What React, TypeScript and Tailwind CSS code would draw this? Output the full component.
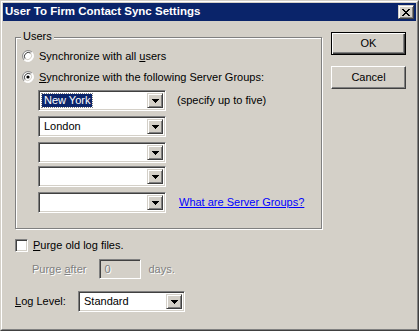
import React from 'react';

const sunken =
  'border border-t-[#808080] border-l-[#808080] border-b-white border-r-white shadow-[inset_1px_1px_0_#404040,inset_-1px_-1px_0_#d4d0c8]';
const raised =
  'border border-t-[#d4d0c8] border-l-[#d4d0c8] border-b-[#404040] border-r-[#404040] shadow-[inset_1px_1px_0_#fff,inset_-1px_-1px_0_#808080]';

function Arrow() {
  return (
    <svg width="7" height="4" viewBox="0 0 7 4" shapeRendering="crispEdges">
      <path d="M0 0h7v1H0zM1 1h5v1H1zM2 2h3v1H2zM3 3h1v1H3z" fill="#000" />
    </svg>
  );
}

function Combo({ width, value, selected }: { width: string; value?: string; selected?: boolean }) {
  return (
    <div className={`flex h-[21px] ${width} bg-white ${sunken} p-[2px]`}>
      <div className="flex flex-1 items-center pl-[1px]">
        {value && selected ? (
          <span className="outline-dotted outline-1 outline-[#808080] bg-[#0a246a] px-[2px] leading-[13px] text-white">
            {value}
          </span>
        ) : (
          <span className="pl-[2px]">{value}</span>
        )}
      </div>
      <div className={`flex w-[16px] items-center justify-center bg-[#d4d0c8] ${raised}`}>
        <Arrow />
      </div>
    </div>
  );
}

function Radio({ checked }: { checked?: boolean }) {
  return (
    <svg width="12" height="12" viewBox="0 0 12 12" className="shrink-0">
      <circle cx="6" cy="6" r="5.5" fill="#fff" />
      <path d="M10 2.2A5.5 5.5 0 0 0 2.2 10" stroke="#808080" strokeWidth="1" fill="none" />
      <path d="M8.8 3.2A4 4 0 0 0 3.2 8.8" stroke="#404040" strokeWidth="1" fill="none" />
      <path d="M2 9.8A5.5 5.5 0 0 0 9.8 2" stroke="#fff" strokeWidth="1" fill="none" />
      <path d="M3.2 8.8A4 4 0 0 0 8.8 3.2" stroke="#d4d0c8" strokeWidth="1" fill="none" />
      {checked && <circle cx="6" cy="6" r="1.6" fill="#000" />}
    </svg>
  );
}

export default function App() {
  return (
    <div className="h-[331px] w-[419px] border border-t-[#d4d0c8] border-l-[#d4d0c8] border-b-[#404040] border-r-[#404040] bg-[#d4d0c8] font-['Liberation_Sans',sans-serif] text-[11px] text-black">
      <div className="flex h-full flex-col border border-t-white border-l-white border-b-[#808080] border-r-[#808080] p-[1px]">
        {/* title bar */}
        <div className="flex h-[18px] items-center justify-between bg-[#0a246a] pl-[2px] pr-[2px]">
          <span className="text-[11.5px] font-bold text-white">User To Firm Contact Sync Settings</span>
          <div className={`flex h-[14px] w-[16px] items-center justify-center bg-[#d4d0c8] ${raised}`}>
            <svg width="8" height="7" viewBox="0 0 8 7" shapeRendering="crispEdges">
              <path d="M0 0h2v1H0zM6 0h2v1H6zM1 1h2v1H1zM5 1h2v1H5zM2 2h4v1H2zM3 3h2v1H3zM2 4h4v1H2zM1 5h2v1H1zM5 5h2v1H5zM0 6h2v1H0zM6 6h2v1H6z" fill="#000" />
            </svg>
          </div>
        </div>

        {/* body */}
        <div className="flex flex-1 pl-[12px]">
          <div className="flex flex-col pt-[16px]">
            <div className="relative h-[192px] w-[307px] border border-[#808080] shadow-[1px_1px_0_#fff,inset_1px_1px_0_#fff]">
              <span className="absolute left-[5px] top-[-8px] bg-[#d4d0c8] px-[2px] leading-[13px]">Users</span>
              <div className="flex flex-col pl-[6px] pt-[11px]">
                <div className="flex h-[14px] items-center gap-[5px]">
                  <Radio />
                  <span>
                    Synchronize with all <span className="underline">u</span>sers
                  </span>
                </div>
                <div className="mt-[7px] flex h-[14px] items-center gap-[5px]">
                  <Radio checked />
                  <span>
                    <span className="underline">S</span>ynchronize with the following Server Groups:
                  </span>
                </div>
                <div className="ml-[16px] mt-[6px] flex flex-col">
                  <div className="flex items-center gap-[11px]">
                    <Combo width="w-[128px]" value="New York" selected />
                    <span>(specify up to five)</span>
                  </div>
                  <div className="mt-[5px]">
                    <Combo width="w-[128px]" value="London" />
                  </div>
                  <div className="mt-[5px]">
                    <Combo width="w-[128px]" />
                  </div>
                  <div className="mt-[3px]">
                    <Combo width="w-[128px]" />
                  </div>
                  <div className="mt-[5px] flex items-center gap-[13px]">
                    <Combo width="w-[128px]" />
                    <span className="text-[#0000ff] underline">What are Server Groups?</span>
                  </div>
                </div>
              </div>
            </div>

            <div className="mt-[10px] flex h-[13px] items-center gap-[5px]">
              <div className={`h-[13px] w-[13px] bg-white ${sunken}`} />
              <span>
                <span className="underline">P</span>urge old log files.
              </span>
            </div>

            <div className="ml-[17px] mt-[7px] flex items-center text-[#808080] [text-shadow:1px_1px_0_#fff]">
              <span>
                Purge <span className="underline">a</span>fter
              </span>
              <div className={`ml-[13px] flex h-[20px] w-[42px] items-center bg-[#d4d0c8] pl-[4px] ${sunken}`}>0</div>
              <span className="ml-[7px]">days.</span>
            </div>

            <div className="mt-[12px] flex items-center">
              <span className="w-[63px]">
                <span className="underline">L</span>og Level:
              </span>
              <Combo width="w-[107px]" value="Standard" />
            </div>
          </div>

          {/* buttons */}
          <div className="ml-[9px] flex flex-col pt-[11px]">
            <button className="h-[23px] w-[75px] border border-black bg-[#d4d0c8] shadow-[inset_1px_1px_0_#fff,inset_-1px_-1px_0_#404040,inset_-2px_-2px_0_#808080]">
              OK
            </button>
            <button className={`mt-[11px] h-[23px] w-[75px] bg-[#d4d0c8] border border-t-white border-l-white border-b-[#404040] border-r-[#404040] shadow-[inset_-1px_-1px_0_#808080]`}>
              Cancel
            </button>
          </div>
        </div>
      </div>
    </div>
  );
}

DESCRIPTION OF THE TASK: Retype each line of the listing above word for word. Exclude the pictures.

OUTPUT OF THE TASK:
What React, TypeScript and Tailwind CSS code would draw this? Output the full component.
import React from 'react';

const sunken =
  'border border-t-[#808080] border-l-[#808080] border-b-white border-r-white shadow-[inset_1px_1px_0_#404040,inset_-1px_-1px_0_#d4d0c8]';
const raised =
  'border border-t-[#d4d0c8] border-l-[#d4d0c8] border-b-[#404040] border-r-[#404040] shadow-[inset_1px_1px_0_#fff,inset_-1px_-1px_0_#808080]';

function Arrow() {
  return (
    <svg width="7" height="4" viewBox="0 0 7 4" shapeRendering="crispEdges">
      <path d="M0 0h7v1H0zM1 1h5v1H1zM2 2h3v1H2zM3 3h1v1H3z" fill="#000" />
    </svg>
  );
}

function Combo({ width, value, selected }: { width: string; value?: string; selected?: boolean }) {
  return (
    <div className={`flex h-[21px] ${width} bg-white ${sunken} p-[2px]`}>
      <div className="flex flex-1 items-center pl-[1px]">
        {value && selected ? (
          <span className="outline-dotted outline-1 outline-[#808080] bg-[#0a246a] px-[2px] leading-[13px] text-white">
            {value}
          </span>
        ) : (
          <span className="pl-[2px]">{value}</span>
        )}
      </div>
      <div className={`flex w-[16px] items-center justify-center bg-[#d4d0c8] ${raised}`}>
        <Arrow />
      </div>
    </div>
  );
}

function Radio({ checked }: { checked?: boolean }) {
  return (
    <svg width="12" height="12" viewBox="0 0 12 12" className="shrink-0">
      <circle cx="6" cy="6" r="5.5" fill="#fff" />
      <path d="M10 2.2A5.5 5.5 0 0 0 2.2 10" stroke="#808080" strokeWidth="1" fill="none" />
      <path d="M8.8 3.2A4 4 0 0 0 3.2 8.8" stroke="#404040" strokeWidth="1" fill="none" />
      <path d="M2 9.8A5.5 5.5 0 0 0 9.8 2" stroke="#fff" strokeWidth="1" fill="none" />
      <path d="M3.2 8.8A4 4 0 0 0 8.8 3.2" stroke="#d4d0c8" strokeWidth="1" fill="none" />
      {checked && <circle cx="6" cy="6" r="1.6" fill="#000" />}
    </svg>
  );
}

export default function App() {
  return (
    <div className="h-[331px] w-[419px] border border-t-[#d4d0c8] border-l-[#d4d0c8] border-b-[#404040] border-r-[#404040] bg-[#d4d0c8] font-['Liberation_Sans',sans-serif] text-[11px] text-black">
      <div className="flex h-full flex-col border border-t-white border-l-white border-b-[#808080] border-r-[#808080] p-[1px]">
        {/* title bar */}
        <div className="flex h-[18px] items-center justify-between bg-[#0a246a] pl-[2px] pr-[2px]">
          <span className="text-[11.5px] font-bold text-white">User To Firm Contact Sync Settings</span>
          <div className={`flex h-[14px] w-[16px] items-center justify-center bg-[#d4d0c8] ${raised}`}>
            <svg width="8" height="7" viewBox="0 0 8 7" shapeRendering="crispEdges">
              <path d="M0 0h2v1H0zM6 0h2v1H6zM1 1h2v1H1zM5 1h2v1H5zM2 2h4v1H2zM3 3h2v1H3zM2 4h4v1H2zM1 5h2v1H1zM5 5h2v1H5zM0 6h2v1H0zM6 6h2v1H6z" fill="#000" />
            </svg>
          </div>
        </div>

        {/* body */}
        <div className="flex flex-1 pl-[12px]">
          <div className="flex flex-col pt-[16px]">
            <div className="relative h-[192px] w-[307px] border border-[#808080] shadow-[1px_1px_0_#fff,inset_1px_1px_0_#fff]">
              <span className="absolute left-[5px] top-[-8px] bg-[#d4d0c8] px-[2px] leading-[13px]">Users</span>
              <div className="flex flex-col pl-[6px] pt-[11px]">
                <div className="flex h-[14px] items-center gap-[5px]">
                  <Radio />
                  <span>
                    Synchronize with all <span className="underline">u</span>sers
                  </span>
                </div>
                <div className="mt-[7px] flex h-[14px] items-center gap-[5px]">
                  <Radio checked />
                  <span>
                    <span className="underline">S</span>ynchronize with the following Server Groups:
                  </span>
                </div>
                <div className="ml-[16px] mt-[6px] flex flex-col">
                  <div className="flex items-center gap-[11px]">
                    <Combo width="w-[128px]" value="New York" selected />
                    <span>(specify up to five)</span>
                  </div>
                  <div className="mt-[5px]">
                    <Combo width="w-[128px]" value="London" />
                  </div>
                  <div className="mt-[5px]">
                    <Combo width="w-[128px]" />
                  </div>
                  <div className="mt-[3px]">
                    <Combo width="w-[128px]" />
                  </div>
                  <div className="mt-[5px] flex items-center gap-[13px]">
                    <Combo width="w-[128px]" />
                    <span className="text-[#0000ff] underline">What are Server Groups?</span>
                  </div>
                </div>
              </div>
            </div>

            <div className="mt-[10px] flex h-[13px] items-center gap-[5px]">
              <div className={`h-[13px] w-[13px] bg-white ${sunken}`} />
              <span>
                <span className="underline">P</span>urge old log files.
              </span>
            </div>

            <div className="ml-[17px] mt-[7px] flex items-center text-[#808080] [text-shadow:1px_1px_0_#fff]">
              <span>
                Purge <span className="underline">a</span>fter
              </span>
              <div className={`ml-[13px] flex h-[20px] w-[42px] items-center bg-[#d4d0c8] pl-[4px] ${sunken}`}>0</div>
              <span className="ml-[7px]">days.</span>
            </div>

            <div className="mt-[12px] flex items-center">
              <span className="w-[63px]">
                <span className="underline">L</span>og Level:
              </span>
              <Combo width="w-[107px]" value="Standard" />
            </div>
          </div>

          {/* buttons */}
          <div className="ml-[9px] flex flex-col pt-[11px]">
            <button className="h-[23px] w-[75px] border border-black bg-[#d4d0c8] shadow-[inset_1px_1px_0_#fff,inset_-1px_-1px_0_#404040,inset_-2px_-2px_0_#808080]">
              OK
            </button>
            <button className={`mt-[11px] h-[23px] w-[75px] bg-[#d4d0c8] border border-t-white border-l-white border-b-[#404040] border-r-[#404040] shadow-[inset_-1px_-1px_0_#808080]`}>
              Cancel
            </button>
          </div>
        </div>
      </div>
    </div>
  );
}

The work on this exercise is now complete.